Set task
Reproduce each line bearing the word "TypeScript".
----- Dataset
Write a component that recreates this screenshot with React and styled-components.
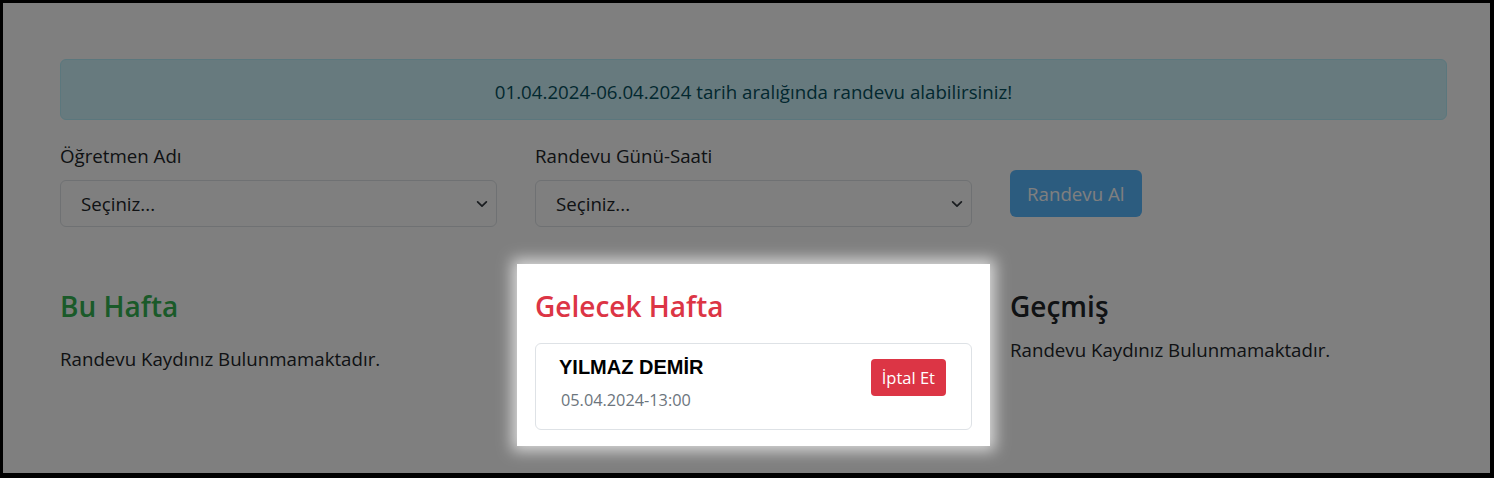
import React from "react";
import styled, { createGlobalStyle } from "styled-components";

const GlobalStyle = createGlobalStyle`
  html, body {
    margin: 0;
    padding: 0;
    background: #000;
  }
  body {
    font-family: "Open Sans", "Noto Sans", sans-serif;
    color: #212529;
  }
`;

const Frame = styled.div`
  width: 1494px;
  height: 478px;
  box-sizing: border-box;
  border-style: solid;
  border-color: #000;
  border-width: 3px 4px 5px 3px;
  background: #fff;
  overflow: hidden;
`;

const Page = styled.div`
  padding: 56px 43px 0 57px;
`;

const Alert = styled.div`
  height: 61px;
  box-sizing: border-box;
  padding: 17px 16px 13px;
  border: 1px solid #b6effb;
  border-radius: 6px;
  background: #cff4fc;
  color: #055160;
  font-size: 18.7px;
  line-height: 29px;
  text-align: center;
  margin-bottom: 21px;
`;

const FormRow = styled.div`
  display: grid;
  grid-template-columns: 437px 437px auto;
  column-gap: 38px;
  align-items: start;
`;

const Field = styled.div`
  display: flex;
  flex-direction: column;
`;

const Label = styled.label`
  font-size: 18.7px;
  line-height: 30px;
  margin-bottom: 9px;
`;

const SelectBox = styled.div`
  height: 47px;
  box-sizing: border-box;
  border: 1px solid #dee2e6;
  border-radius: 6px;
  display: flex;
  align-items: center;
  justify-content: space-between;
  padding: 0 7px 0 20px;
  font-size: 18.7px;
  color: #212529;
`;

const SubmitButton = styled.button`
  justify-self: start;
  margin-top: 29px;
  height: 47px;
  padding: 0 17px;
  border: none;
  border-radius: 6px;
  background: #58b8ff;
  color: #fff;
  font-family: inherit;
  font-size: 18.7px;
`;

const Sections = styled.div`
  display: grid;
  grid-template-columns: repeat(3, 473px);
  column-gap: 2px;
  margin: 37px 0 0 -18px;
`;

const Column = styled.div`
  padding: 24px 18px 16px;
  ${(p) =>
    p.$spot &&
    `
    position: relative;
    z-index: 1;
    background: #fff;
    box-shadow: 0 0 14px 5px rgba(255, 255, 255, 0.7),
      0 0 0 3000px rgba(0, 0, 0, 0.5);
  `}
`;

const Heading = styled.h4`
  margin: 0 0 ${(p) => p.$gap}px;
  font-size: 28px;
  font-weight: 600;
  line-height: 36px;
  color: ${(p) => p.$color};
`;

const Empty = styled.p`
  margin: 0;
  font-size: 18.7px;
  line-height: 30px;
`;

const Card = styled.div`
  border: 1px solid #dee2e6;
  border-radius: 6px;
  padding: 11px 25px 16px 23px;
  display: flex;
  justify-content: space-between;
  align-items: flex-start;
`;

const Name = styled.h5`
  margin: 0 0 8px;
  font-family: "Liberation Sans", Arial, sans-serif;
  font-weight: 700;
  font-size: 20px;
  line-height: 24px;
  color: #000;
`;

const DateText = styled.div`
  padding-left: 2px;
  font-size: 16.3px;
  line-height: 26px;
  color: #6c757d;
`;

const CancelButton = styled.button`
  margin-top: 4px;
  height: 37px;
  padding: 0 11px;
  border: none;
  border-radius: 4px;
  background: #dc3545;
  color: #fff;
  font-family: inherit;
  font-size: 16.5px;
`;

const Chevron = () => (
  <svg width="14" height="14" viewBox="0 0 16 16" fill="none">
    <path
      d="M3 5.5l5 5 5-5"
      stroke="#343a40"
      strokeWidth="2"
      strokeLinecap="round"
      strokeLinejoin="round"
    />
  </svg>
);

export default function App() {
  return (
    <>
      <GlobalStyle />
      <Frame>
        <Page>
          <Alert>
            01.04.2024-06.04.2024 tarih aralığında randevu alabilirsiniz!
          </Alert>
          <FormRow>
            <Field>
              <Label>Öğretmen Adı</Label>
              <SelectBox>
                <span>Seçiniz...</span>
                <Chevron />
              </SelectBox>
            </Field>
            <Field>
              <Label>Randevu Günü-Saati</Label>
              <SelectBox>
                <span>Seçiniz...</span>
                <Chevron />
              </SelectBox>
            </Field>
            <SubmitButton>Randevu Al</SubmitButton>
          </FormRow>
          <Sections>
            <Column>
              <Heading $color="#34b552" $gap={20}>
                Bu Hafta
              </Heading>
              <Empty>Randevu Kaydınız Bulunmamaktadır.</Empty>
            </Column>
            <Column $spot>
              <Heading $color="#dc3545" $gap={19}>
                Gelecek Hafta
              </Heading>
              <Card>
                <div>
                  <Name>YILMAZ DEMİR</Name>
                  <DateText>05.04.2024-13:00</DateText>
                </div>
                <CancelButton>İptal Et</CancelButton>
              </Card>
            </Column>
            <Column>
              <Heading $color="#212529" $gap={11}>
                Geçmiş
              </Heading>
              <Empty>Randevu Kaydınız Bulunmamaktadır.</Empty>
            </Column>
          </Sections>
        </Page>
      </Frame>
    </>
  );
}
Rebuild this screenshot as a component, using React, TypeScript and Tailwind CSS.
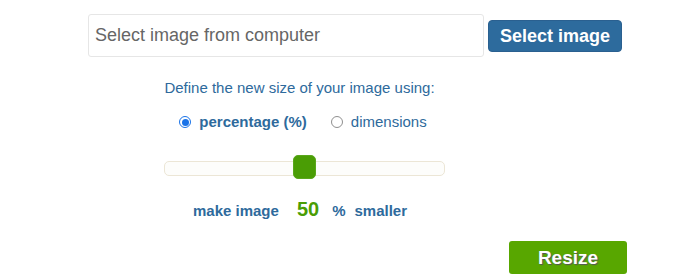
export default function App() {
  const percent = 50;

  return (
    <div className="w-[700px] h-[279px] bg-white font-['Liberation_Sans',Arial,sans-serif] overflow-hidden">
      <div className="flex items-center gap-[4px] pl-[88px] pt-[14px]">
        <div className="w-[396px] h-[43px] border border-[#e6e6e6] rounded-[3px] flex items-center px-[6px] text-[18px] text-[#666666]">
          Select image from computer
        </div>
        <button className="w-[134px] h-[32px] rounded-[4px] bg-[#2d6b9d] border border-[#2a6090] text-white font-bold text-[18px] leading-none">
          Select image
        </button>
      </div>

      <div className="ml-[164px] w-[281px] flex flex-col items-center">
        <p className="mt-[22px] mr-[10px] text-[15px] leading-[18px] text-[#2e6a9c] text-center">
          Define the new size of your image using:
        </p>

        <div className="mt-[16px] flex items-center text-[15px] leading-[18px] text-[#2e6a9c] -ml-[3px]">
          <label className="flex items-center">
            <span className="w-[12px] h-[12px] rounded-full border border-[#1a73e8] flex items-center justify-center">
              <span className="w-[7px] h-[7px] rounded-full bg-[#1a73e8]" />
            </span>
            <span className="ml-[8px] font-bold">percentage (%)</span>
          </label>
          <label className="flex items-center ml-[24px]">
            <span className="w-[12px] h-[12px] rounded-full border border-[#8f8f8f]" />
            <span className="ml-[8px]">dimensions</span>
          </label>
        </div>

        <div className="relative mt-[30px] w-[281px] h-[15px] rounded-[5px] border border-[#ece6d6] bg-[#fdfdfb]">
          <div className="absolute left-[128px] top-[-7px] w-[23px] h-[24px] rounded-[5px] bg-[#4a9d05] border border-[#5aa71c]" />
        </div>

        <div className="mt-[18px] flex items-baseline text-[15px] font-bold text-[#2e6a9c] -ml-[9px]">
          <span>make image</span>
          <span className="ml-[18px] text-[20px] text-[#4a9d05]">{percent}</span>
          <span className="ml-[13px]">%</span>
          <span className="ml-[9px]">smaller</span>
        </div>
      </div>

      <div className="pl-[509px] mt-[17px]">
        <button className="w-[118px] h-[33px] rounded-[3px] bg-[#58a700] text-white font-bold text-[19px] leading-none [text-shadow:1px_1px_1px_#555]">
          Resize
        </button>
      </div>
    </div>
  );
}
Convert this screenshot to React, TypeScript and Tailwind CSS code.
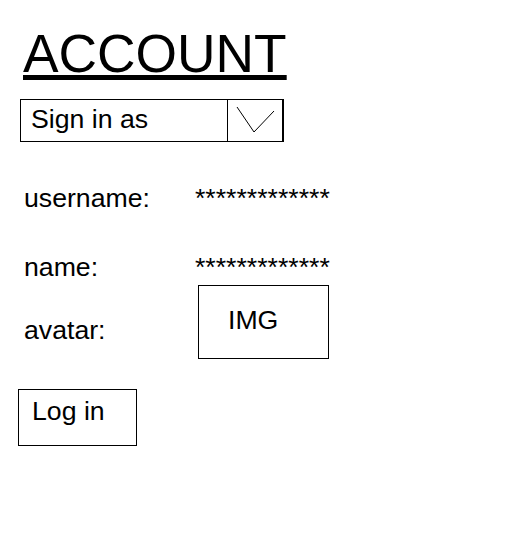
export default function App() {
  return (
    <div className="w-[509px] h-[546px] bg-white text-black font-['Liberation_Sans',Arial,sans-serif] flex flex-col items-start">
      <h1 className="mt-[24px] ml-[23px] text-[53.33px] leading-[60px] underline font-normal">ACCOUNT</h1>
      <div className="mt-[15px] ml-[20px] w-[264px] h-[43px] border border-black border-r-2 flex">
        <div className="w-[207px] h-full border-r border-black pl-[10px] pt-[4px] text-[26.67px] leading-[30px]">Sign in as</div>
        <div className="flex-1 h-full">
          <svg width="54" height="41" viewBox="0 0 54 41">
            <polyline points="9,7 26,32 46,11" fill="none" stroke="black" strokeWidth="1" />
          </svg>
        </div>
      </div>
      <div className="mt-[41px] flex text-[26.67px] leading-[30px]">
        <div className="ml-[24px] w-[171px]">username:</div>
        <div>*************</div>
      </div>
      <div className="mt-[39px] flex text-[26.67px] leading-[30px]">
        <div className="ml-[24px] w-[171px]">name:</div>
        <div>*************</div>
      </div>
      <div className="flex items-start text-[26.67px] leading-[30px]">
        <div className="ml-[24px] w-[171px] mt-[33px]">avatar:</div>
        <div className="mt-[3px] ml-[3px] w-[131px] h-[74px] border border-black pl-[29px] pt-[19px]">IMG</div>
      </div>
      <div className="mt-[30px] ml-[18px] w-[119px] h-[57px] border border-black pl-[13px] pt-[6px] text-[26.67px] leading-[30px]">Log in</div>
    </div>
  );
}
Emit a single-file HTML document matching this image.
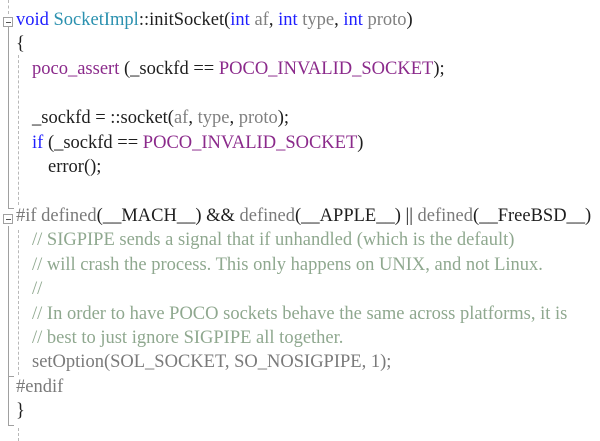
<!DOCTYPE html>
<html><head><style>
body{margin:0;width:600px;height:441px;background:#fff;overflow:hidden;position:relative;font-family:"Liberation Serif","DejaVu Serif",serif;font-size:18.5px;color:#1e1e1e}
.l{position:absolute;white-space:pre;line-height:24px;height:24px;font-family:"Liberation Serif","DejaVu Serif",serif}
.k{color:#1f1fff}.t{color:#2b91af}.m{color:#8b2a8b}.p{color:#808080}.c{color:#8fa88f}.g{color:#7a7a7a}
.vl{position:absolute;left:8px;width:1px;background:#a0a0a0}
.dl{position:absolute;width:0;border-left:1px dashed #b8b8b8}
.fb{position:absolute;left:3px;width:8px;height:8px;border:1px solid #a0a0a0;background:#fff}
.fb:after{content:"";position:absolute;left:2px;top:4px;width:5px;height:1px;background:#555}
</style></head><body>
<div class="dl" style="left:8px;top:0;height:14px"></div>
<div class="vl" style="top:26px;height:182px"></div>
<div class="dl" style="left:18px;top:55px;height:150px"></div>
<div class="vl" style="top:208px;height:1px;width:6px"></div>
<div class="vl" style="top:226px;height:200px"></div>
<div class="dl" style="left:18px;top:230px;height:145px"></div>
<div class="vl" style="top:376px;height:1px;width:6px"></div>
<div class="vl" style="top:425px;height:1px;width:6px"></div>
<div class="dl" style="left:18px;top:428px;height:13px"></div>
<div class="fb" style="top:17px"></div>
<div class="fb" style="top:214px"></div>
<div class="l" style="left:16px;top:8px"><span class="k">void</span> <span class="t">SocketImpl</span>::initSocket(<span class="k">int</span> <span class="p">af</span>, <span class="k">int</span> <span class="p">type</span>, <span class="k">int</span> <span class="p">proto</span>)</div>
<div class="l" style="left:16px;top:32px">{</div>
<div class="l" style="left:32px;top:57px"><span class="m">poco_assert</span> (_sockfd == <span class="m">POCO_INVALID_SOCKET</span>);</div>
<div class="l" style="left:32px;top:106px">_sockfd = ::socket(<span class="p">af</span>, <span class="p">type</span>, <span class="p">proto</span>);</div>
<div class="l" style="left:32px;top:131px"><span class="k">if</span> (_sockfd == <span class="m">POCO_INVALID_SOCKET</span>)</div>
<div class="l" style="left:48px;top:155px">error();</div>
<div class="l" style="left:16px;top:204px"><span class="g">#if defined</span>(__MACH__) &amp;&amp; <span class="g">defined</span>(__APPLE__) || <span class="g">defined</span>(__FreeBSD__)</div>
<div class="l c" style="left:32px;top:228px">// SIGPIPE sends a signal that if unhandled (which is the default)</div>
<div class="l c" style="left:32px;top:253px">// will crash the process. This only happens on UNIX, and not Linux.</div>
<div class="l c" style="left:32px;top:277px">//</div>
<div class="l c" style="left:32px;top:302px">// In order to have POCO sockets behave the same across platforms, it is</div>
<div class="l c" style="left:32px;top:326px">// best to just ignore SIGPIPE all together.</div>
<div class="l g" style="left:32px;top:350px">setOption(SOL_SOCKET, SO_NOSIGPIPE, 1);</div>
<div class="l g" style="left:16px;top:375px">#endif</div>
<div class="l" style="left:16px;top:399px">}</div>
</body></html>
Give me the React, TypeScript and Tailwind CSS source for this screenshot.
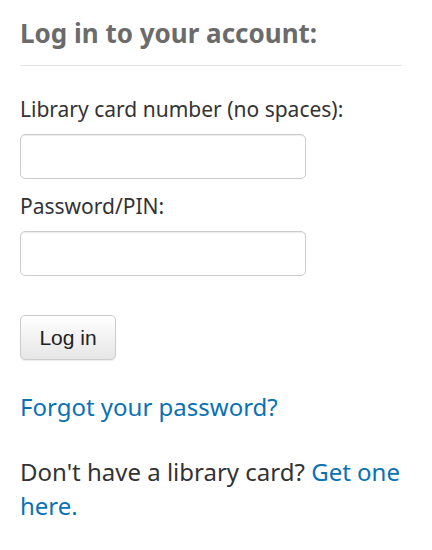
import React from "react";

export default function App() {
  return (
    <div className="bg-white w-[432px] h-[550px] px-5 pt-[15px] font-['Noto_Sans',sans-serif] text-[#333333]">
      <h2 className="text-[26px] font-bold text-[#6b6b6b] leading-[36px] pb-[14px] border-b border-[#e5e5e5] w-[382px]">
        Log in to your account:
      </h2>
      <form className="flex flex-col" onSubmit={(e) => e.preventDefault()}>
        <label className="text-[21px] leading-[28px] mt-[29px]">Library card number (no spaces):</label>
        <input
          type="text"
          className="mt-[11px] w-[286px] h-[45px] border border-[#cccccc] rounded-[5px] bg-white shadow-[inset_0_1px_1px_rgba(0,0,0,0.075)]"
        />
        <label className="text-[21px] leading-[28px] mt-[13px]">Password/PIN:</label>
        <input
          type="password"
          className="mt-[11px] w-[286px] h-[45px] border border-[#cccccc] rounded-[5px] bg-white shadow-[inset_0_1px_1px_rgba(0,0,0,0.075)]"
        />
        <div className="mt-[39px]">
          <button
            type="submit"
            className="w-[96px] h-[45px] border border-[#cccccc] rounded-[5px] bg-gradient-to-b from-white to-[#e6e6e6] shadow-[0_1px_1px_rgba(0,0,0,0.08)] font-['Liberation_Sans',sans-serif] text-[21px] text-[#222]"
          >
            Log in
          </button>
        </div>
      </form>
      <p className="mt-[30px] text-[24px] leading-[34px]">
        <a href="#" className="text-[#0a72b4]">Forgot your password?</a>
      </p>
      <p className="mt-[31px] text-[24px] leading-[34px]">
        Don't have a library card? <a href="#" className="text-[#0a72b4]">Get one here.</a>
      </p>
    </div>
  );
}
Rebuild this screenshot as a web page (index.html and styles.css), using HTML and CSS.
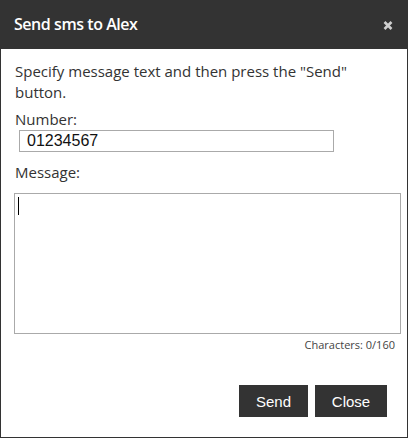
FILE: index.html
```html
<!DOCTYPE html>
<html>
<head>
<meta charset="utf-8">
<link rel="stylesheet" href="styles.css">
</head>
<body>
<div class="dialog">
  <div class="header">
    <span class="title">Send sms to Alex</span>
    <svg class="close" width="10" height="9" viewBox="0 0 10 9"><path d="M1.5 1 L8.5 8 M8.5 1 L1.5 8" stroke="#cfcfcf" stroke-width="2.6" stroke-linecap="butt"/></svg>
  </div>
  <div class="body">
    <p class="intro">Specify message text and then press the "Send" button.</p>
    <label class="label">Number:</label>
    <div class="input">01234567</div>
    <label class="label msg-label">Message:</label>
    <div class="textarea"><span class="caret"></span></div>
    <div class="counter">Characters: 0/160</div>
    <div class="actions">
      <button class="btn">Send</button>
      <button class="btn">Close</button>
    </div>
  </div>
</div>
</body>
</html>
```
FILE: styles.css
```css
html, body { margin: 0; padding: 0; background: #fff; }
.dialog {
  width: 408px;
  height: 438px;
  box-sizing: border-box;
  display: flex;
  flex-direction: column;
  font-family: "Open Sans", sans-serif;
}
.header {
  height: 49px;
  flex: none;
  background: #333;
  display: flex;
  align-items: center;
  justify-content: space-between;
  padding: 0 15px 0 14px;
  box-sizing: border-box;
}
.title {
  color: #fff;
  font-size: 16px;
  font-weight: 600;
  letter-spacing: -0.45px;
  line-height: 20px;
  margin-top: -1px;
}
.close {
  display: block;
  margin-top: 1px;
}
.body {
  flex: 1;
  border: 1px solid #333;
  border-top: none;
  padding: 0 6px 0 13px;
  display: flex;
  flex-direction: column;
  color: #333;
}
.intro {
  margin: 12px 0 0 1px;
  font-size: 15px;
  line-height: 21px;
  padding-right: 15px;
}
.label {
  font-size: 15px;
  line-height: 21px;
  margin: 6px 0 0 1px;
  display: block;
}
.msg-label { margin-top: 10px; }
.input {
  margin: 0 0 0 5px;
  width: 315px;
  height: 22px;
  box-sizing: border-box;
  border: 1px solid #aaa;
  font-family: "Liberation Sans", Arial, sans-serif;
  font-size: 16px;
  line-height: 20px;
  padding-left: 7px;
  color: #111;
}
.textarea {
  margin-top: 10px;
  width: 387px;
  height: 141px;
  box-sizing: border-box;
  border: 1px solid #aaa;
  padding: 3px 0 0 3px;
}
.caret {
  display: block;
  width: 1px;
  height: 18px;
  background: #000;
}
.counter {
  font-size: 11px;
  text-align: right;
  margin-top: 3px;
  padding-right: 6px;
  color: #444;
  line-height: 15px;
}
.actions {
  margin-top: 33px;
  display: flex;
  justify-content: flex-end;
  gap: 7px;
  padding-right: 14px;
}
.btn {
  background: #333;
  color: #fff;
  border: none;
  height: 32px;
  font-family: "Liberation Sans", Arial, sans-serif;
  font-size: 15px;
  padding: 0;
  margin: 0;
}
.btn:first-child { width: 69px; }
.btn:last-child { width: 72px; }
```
----------
Complete output
Rebuild this screenshot as a component, using React, TypeScript and Tailwind CSS.
Convert this screenshot to React, TypeScript and Tailwind CSS code.
Give me the React, TypeScript and Tailwind CSS source for this screenshot.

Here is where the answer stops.